Material provided:
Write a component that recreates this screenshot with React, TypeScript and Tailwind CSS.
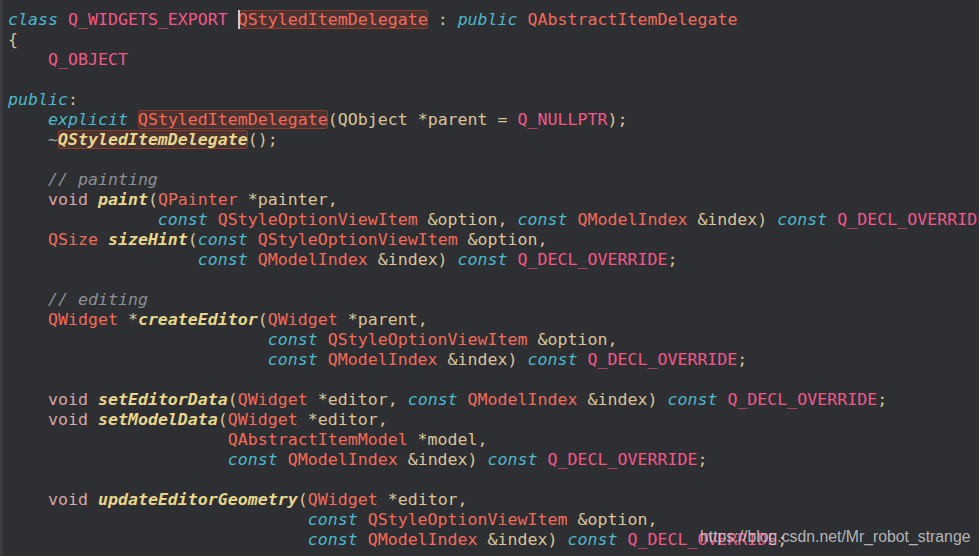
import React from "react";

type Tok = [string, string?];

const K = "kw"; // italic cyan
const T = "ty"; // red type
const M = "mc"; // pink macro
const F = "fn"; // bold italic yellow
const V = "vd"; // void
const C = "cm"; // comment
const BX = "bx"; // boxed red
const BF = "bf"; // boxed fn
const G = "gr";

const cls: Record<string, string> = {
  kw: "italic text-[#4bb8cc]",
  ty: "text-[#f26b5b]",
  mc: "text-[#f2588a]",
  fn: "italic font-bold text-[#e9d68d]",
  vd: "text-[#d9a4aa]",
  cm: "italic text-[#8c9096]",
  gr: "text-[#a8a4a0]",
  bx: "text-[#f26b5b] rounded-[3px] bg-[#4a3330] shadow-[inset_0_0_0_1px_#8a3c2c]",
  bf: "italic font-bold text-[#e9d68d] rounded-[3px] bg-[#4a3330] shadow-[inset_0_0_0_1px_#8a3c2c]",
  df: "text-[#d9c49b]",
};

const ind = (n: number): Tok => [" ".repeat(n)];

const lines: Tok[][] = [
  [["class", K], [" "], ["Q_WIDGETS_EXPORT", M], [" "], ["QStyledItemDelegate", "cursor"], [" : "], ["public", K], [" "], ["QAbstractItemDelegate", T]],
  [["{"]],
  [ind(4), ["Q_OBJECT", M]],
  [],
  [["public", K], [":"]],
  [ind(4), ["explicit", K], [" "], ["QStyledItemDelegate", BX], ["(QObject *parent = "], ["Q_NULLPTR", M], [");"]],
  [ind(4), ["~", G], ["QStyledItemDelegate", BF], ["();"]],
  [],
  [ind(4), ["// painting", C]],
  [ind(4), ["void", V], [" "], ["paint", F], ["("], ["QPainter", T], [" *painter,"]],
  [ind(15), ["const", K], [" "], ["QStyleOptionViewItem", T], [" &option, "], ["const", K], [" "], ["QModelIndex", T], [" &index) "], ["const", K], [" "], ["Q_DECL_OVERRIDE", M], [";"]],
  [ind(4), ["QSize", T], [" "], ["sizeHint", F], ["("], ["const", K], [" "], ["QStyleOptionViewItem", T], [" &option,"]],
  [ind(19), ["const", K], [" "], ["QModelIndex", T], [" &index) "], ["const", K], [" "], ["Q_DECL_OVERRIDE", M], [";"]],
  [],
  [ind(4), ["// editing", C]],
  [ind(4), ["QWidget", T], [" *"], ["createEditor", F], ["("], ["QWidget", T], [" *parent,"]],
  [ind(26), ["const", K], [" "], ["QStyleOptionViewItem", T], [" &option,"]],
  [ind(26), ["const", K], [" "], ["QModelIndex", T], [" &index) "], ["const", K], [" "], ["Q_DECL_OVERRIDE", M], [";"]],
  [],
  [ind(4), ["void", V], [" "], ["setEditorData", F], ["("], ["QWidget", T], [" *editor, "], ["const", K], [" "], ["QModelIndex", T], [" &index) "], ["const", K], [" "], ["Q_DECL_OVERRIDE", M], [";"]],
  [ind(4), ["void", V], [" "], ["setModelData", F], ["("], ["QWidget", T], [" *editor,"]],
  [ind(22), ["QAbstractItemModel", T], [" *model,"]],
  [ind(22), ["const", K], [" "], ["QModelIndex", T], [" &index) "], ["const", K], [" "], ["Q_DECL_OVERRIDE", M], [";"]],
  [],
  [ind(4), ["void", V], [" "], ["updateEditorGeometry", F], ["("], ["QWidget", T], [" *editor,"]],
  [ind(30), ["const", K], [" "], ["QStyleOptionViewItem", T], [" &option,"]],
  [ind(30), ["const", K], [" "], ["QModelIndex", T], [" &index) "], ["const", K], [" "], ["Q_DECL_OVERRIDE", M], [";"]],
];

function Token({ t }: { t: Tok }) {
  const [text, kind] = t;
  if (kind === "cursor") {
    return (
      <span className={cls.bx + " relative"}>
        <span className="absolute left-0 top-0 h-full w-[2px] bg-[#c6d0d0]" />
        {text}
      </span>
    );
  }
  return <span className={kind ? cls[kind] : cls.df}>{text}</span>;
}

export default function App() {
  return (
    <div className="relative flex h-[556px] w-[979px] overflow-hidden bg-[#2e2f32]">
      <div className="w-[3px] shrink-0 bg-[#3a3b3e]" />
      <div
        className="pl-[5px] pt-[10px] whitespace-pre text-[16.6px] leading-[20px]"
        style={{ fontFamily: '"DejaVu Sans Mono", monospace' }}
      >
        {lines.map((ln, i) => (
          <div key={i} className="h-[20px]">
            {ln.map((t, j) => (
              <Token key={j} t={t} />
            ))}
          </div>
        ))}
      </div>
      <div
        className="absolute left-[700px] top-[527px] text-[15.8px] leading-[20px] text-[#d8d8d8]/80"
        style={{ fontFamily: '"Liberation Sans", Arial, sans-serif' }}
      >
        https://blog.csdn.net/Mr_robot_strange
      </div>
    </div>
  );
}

Task requirements: Locate the string "React" in the listing above and copy every line where it occurs.

Task output:
Write a component that recreates this screenshot with React, TypeScript and Tailwind CSS.
import React from "react";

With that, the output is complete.